Alek shivered. Darkness and the odor of blood and metal commingled on his tongue. Communion was done in bloodsong and wafers were made of steel. So hot in here, the air spiced and prickling his skin. Suddenly he wanted the cold and the open city. He needed to see the winter sky.
"Alek?"
"What?"
"You remem--"
"That was a long time ago, Book. A lifetime ago. I really don't want to talk about this anymore."
Book looked hurt.
"Look, I'm sorry if I seem sulky; I'm not being good company, I know. But I really don't want to talk about this anymore right now."
Book brightened. "All right, we'll talk about something else. I have an extra ticket for La Boheme next Saturday at the Lincoln Center if you want. You know how I hate seeing the ending all alone..." He paused, the last of his rice on his fork. "Go home, brother. You're not yourself."
"Good advice, Doctor." Alek stood and reached for his coat.
Book finished the last mouthful and pushed back his chair. "Drive you?"
"That's okay." Alek dropped a Washington onto the table. "I need a walk."
"Well, man," said Book, forever the klass klown, even now, "while you're out get yourself a Damocles cross and a whole lotta garlic if you're gonna be hanging with that dude tonight."
Alek shook his head, and a moment later he smiled.
The carousel: it was garbed in its wrinkled and weatherworn tarpaulin skin, its shiny-worn animals caged in a miserable circular rictus like worshipers around a dead high altar. Alek studied it from a bench, letting the cold bite through his coat with its little terrier teeth.

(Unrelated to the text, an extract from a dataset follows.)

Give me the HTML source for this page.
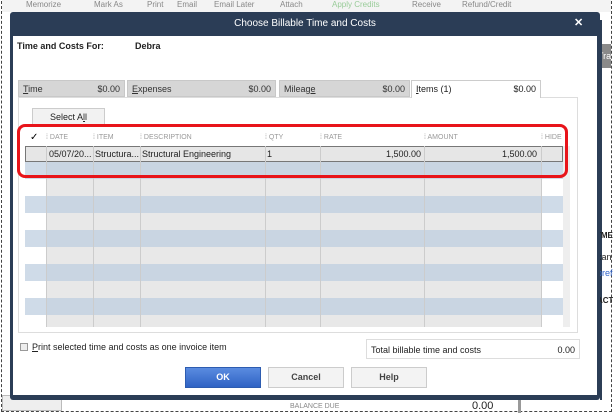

A carriage horse clip-clopped down the asphalt trail winding through the park, past darker avenues in the trees that undoubtedly concealed any number of dangers. The lovers in the carriage were silent and busy, as if their passion had magically pushed back the darkness and the ghosts haunting the garbage-strewn paths, driven far away the homeless skittering between the islands of streetlamp lights and the rats wrestling under the sewer grates. The carriage approached, then rumbled away into the distant roar of the city.
Above the canopy of the carousel, Alek could make out a few of the brighter stars through the haze of light and air pollution that constantly blanketed the city in an unhealthy golden brown atmosphere. Sirius. The jackal that called the Nile to crest. He watched for many minutes as the star grew brighter like a lighted hole punched through black paper. He rose at last only when the sun touched the horizon of cityscape rising like the humps of a leviathan above the trees. Nightfall. The coming dark meant the junkheads and the staggering psychotic homeless would begin their evening stake-outs of park benches.
He shrugged, coughed, his throat raw as sandpaper. His muscles felt shortened and his stomach ached hollowly. Maybe, he thought, if he'd tried to exist on something other than his usual cataclysm of caffeine, booze and aspirin he'd be better suited to tonight. Right now, though, the thought of food turned his stomach inside out.
Tonight.
He and the new one would not spend tonight at Dairy Queen. He knew that. It would be a disaster. He knew that too. Felt it murmured in his bones. This Sean Stone character didn't need apprenticeship; obviously, he needed exorcism.
Alek sighed. For Amadeus. He would endure for Amadeus. Like the Christ that had presently forsaken his race, he would suffer for love.
But first he needed a drink before this hellnight began. He picked himself up, shook himself clean of snow, and headed uptown toward Sam's Place.